Understanding the Automatic Spindle Capping Machine

Understanding the Automatic Spindle Capping Machine

Like any person or machine that is good at a job, spindle capping machines, once correctly set up, make the sealing or closing process look easy.  The concept seems simple enough, bottles and caps pass through several sets of matched disks, each set of disks adding torque to tighten the cap.  Automatic spindle cappers can continuously, and reliably, tighten caps throughout an entire production period.  There are, however, more than a couple of tricks to the set up process that ensure the effectiveness of the capping machine.

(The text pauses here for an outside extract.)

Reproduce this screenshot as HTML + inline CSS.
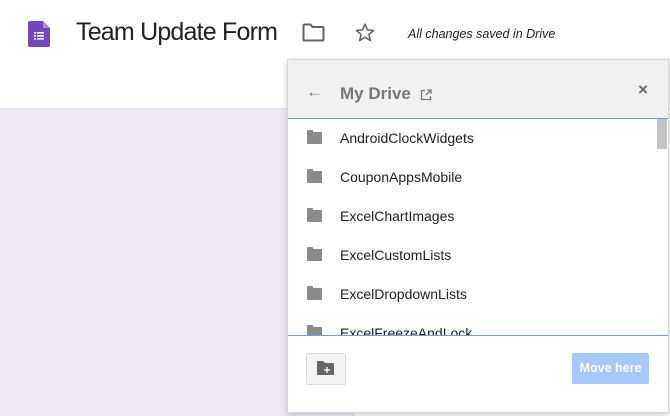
<html><head><style>
body{margin:0;width:670px;height:416px;overflow:hidden;background:#fff;font-family:"Liberation Sans",sans-serif;position:relative}
.a{position:absolute}
.row{position:absolute;left:0;height:39px;width:368px}
.row .f{position:absolute;left:19px;top:13px;width:15px;height:12px;background:#8a8a8a;border-radius:1px}
.row .f:before{content:"";position:absolute;left:0;top:-2px;width:6px;height:3px;background:#8a8a8a;border-radius:1px 1px 0 0}
.row span{position:absolute;left:52px;top:11px;font-size:14px;color:#202124}
</style></head><body>
<div class="a" style="left:0;top:110px;width:670px;height:306px;background:#ede9f7"></div>
<div class="a" style="left:355px;top:110px;width:315px;height:306px;background:#fff"></div>
<div class="a" style="left:0;top:108px;width:670px;height:2px;background:#e6e6e6"></div>
<svg class="a" style="left:28px;top:21px" width="22" height="26" viewBox="0 0 22 26"><path d="M2 0h13l7 7v17a2 2 0 0 1-2 2H2a2 2 0 0 1-2-2V2a2 2 0 0 1 2-2z" fill="#7248b9"/><path d="M15 0l7 7h-7z" fill="#a98ad8"/><g fill="#fff"><rect x="6" y="11" width="2" height="1.6"/><rect x="9" y="11" width="7" height="1.6"/><rect x="6" y="14" width="2" height="1.6"/><rect x="9" y="14" width="7" height="1.6"/><rect x="6" y="17" width="2" height="1.6"/><rect x="9" y="17" width="7" height="1.6"/></g></svg>
<div class="a" style="left:76px;top:18px;font-size:25px;letter-spacing:-0.8px;color:#202124">Team Update Form</div>
<svg class="a" style="left:302px;top:23px" width="23" height="19" viewBox="0 0 23 19"><path d="M1.5 2.5a1 1 0 0 1 1-1h6l2 2.5h10a1 1 0 0 1 1 1v11.5a1 1 0 0 1-1 1h-18a1 1 0 0 1-1-1z" fill="none" stroke="#5f6368" stroke-width="2"/></svg>
<svg class="a" style="left:354px;top:22px" width="22" height="21" viewBox="0 0 24 24"><path d="M12 2.5l2.8 6.5 7 .6-5.3 4.6 1.6 6.9L12 17.5l-6.1 3.6 1.6-6.9L2.2 9.6l7-.6z" fill="none" stroke="#5f6368" stroke-width="1.8" stroke-linejoin="round"/></svg>
<div class="a" style="left:408px;top:27px;font-size:12.5px;font-style:italic;color:#202124">All changes saved in Drive</div>
<div class="a" style="left:287px;top:59px;width:380px;height:352px;background:#fff;border:1px solid #d6d6d6;box-shadow:0 2px 6px rgba(0,0,0,.2)">
 <div class="a" style="left:0;top:0;width:380px;height:58px;background:#f1f1f1;border-bottom:1px solid #6a9fe6"></div>
 <div class="a" style="left:18px;top:22px;font-size:17px;color:#777">←</div>
 <div class="a" style="left:52px;top:24px;font-size:17px;font-weight:bold;color:#777">My Drive</div>
 <svg class="a" style="left:132px;top:29px" width="12" height="12" viewBox="0 0 12 12"><path d="M5 1.5H1.5v9h9V7M7 1h4v4M11 1L6 6" fill="none" stroke="#777" stroke-width="1.3"/></svg>
 <div class="a" style="left:350px;top:20px;font-size:17px;font-weight:bold;color:#666">×</div>
 <div class="a" style="left:0;top:59px;width:380px;height:216px;overflow:hidden">
  <div class="row" style="top:0"><div class="f"></div><span>AndroidClockWidgets</span></div>
  <div class="row" style="top:39px"><div class="f"></div><span>CouponAppsMobile</span></div>
  <div class="row" style="top:78px"><div class="f"></div><span>ExcelChartImages</span></div>
  <div class="row" style="top:117px"><div class="f"></div><span>ExcelCustomLists</span></div>
  <div class="row" style="top:156px"><div class="f"></div><span>ExcelDropdownLists</span></div>
  <div class="row" style="top:195px"><div class="f"></div><span>ExcelFreezeAndLock</span></div>
  <div class="a" style="left:369px;top:0;width:10px;height:30px;background:#c4c4c4"></div>
 </div>
 <div class="a" style="left:0;top:275px;width:380px;height:1px;background:#6a9fe6"></div>
 <div class="a" style="left:18px;top:293px;width:38px;height:30px;background:#f4f4f4;border:1px solid #dadada;border-radius:2px"></div>
 <svg class="a" style="left:29px;top:300px" width="17" height="16" viewBox="0 0 17 16"><path d="M0 2a1 1 0 0 1 1-1h5l2 2h8a1 1 0 0 1 1 1v11H0z" fill="#666"/><path d="M10 7v6M7 10h6" stroke="#fff" stroke-width="1.3"/></svg>
 <div class="a" style="left:284px;top:293px;width:77px;height:31px;background:#a6c8fa;border-radius:2px;color:#fff;font-size:12.5px;font-weight:bold;line-height:31px;text-align:center">Move here</div>
</div>
</body></html>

Continuous capping would not be possible without a continuous supply of caps.  Popular delivery systems for automatic spindle cappers include cap elevators and vibratory bowls.  Generally, the operator of a packaging line can dump a bulk supply of caps into a hopper to keep the machine running continuously.  But even with the cap supply, the delivery machines must be fine tuned to properly function.  The first step in pulling maximum performance from the capping equipment will be properly setting up the cap delivery system.  Cap elevators will need to be at the right tilt or slant to properly carry closures to the chute and deliver them to the capping machine.  Upside down, twisted or turned caps will create jams or will simply not create the desired seal.  Improperly oriented caps will fall back to the hopper to start the elevator climb once again.  Air jets may also be employed in the delivery or rejection process.  Sorting bowls like the vibratory bowl will usually include vibration controls and air jets to move caps up the bowl and also reject those that are improperly aligned.  

Once the correctly oriented caps reach the top of the elevator or bowl, they are sent down a chute for presentation to the incoming bottles.  Obviously, the chute must be fitted to stabilize the cap as it travels to the capping machine, allowing the lid to slide freely but restricting the lid from tipping, twisting or otherwise changing orientation.  At the bottom of the chute, two metal fingers will grasp the cap on each side and a metal tongue will lie across the top of the cap to hold it stable and keep it in the chute until the next bottle arrives.  The bottle will then strip the next cap from the chute and proceed into the capping area of the packaging machine.

So now that all the set up has been completed to ensure the cap is properly delivered, the manufacturer of the capping machine must also ensure that the bottle stays stabile during its journey through the machine.  While the cap may continue to be stabilized through the entire machine with a bar running between the sets of spindles, the bottle is stabilized using a set of gripper belts.  These belts must be adjusted to provide support at the correct spot to avoid tipping the bottle, slowing the bottle or otherwise interfering with the containers progress through the bottle capper.  The belts can be raised, lowered and moved in or out to accommodate the bottle being run.  In some cases, two sets of gripper belts may be used to provide additional support.  For example, a top heavy bottle, an oddly shaped bottle or simply an extremely tall bottle may require two sets of belts to avoid disrupting the bottles progress.

Once the bottle and cap are joined and both are moving slowly into the capping zone, a few more adjustments will be necessary to ensure the consistency and reliability of the bottle capper.  The spindle disks will obviously need to contact the bottles at the correct point and with the correct pressure to tighten as desired.  Spindle disks can easily be adjusted up, down, in and out.  Some applications will use a clutch on the last set of disks to add greater control of the torque being used to tighten the seal.  If each of these adjustments are made correctly, then the automatic spindle capping machine will, at last, cap bottles at a continuous pace during the production run.

The good news is that the packager will almost never need to make all of the above adjustments.  When manufacturing the spindle capper for a specific facility or product, the capping machine adjustments will be done even before the machine is delivered provided that the packager supply sample bottles and caps.  In other cases, most of the adjustments will be made during the installation of the bottle capper at the production plant, again by the manufacturer using customer bottles and caps.  On bottle changeover, only simple adjustments such as the spindle disk position, gripper belt position and air jet location on the delivery system will need to be made.  Those adjustments that must be made for bottle changeover and variations are often assisted by machine markings or guides included with the packaging equipment.  While fine tuning the automatic spindle capper may seem like a daunting task, the truth is that most of the tuning is done during the manufacture and testing of the machine.